Spinach chicken

#myrecipe
By Shaalini Shaalu

Mar, 18th

481

Servings
4 persons
Cook Time
40 minutes
Ingredients
13 - 15

Ingredients

  • Oil
  • Onion
  • Ginger garlic
  • Salt
  • Corinader powder
  • Garam masala
  • Turmeric powder
  • Cumin powder
  • Cardamom powder
  • Red chilli powder
  • Tomato paste
  • Water
  • Spinach
  • Chicken
  • Curd

Instructions

  • Heat 1 tablespoon oil in a large nonstick skillet over medium-high heat. Add the onion, garlic, and ginger and saute until softened, about 4 to 5 minutes, stirring regularly, and lowering heat to medium-low if it starts to brown too quickly. Over medium heat, add the salt, coriander, garam masala, turmeric, cumin, cardamom, and chili powder, and stir on medium-low heat until fragrant, about 30 seconds. Dissolve the tomato paste in the water by stirring. Then stir into the spices in the pan, creating a thick spiced sauce, about 1 minute. Add the spinach and gently stir to combine, as the skillet will be very full.
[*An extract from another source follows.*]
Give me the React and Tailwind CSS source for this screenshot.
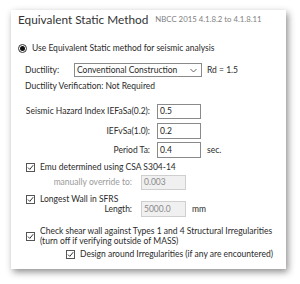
const font = { fontFamily: "Lato, 'Liberation Sans', sans-serif" };

const Check = () => (
  <span className="w-[9px] h-[9px] border border-[#555] bg-white flex items-center justify-center shrink-0">
    <svg width="7" height="7" viewBox="0 0 7 7" fill="none">
      <path d="M1 3.6 L2.8 5.4 L6.2 1.2" stroke="#333" strokeWidth="1" />
    </svg>
  </span>
);

const Field = ({ value, disabled }) => (
  <div
    className={`h-full border px-[2px] flex items-center ${
      disabled
        ? "bg-[#f0f0f0] border-[#cfcfcf] text-[#8a8a8a]"
        : "bg-white border-[#8a8a8a] text-[#222]"
    }`}
  >
    {value}
  </div>
);

export default function App() {
  return (
    <div className="w-[300px] h-[284px] bg-white pt-[10px] pl-[11px]" style={font}>
      <div className="w-[275px] h-[259px] bg-white shadow-[2px_3px_7px_rgba(0,0,0,0.45)] pl-[7px] pt-[1px] text-[8.5px] text-[#2a2a2a]">
        {/* Title */}
        <div className="h-[18px] flex items-center gap-[7px]">
          <span className="text-[11.8px] text-[#333]">Equivalent Static Method</span>
          <span className="text-[7.8px] text-[#808080]">NBCC 2015 4.1.8.2 to 4.1.8.11</span>
        </div>

        {/* Radio */}
        <div className="mt-[12px] h-[14px] flex items-center gap-[5px]">
          <span className="w-[9px] h-[9px] rounded-full border border-[#333] flex items-center justify-center">
            <span className="w-[5px] h-[5px] rounded-full bg-[#111]" />
          </span>
          <span>Use Equivalent Static method for seismic analysis</span>
        </div>

        <div className="pl-[7px]">
          {/* Ductility */}
          <div className="mt-[8px] h-[14px] flex items-center">
            <span className="w-[49px]">Ductility:</span>
            <div className="w-[128px] h-full border border-[#8a8a8a] flex items-center justify-between px-[2px]">
              <span>Conventional Construction</span>
              <svg width="7" height="5" viewBox="0 0 7 5" fill="none" className="mr-[2px]">
                <path d="M0.5 1 L3.5 4 L6.5 1" stroke="#555" strokeWidth="0.9" />
              </svg>
            </div>
            <span className="ml-[5px]">Rd = 1.5</span>
          </div>

          <div className="mt-[2px] h-[14px] flex items-center">Ductility Verification: Not Required</div>

          {/* Seismic inputs */}
          <div className="mt-[11px] h-[15px] flex items-center">
            <span className="w-[125px] text-right">Seismic Hazard Index IEFaSa(0.2):</span>
            <div className="ml-[7px] w-[44px] h-full"><Field value="0.5" /></div>
          </div>
          <div className="mt-[4px] h-[16px] flex items-center">
            <span className="w-[125px] text-right">IEFvSa(1.0):</span>
            <div className="ml-[7px] w-[44px] h-full"><Field value="0.2" /></div>
          </div>
          <div className="mt-[3px] h-[16px] flex items-center">
            <span className="w-[125px] text-right">Period Ta:</span>
            <div className="ml-[7px] w-[44px] h-full"><Field value="0.4" /></div>
            <span className="ml-[6px]">sec.</span>
          </div>

          {/* Emu */}
          <div className="mt-[2px] h-[14px] flex items-center gap-[5px] pl-[1px]">
            <Check />
            <span>Emu determined using CSA S304-14</span>
          </div>
          <div className="mt-[1px] h-[15px] flex items-center">
            <span className="w-[107px] text-right text-[#9a9a9a]">manually override to:</span>
            <div className="ml-[9px] w-[45px] h-full"><Field value="0.003" disabled /></div>
          </div>

          {/* Longest wall */}
          <div className="mt-[3px] h-[12px] flex items-center gap-[5px] pl-[1px]">
            <Check />
            <span>Longest Wall in SFRS</span>
          </div>
          <div className="-mt-[4px] h-[16px] flex items-center">
            <span className="w-[107px] text-right">Length:</span>
            <div className="ml-[9px] w-[45px] h-full"><Field value="5000.0" disabled /></div>
            <span className="ml-[6px]">mm</span>
          </div>

          {/* Irregularities */}
          <div className="mt-[9px] flex items-center gap-[5px] pl-[1px]">
            <Check />
            <span className="leading-[10px]">
              Check shear wall against Types 1 and 4 Structural Irregularities
              <br />
              (turn off if verifying outside of MASS)
            </span>
          </div>
          <div className="mt-[2px] h-[12px] flex items-center gap-[5px] pl-[41px]">
            <Check />
            <span>Design around Irregularities (if any are encountered)</span>
          </div>
        </div>
      </div>
    </div>
  );
}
Cover and raise the heat to medium-high, allowing the spinach to start to wilt. Occasionally remove the lid, stir, and then cover about 3 to 5 minutes. Transfer spinach mixture to a blender and puree until relatively smooth but still a bit chunky. Meanwhile, wipe the skillet clean with a paper towel, return it to medium-high heat, and add 1 tablespoon of oil. When the oil is hot, add the cubed chicken pieces, sprinkle salt over the top to season, and cook until almost completely cooked through, about 5 to 7 minutes. Pour the spinach mixture back over the chicken, Stir in the yogurt, and serve immediately with rice.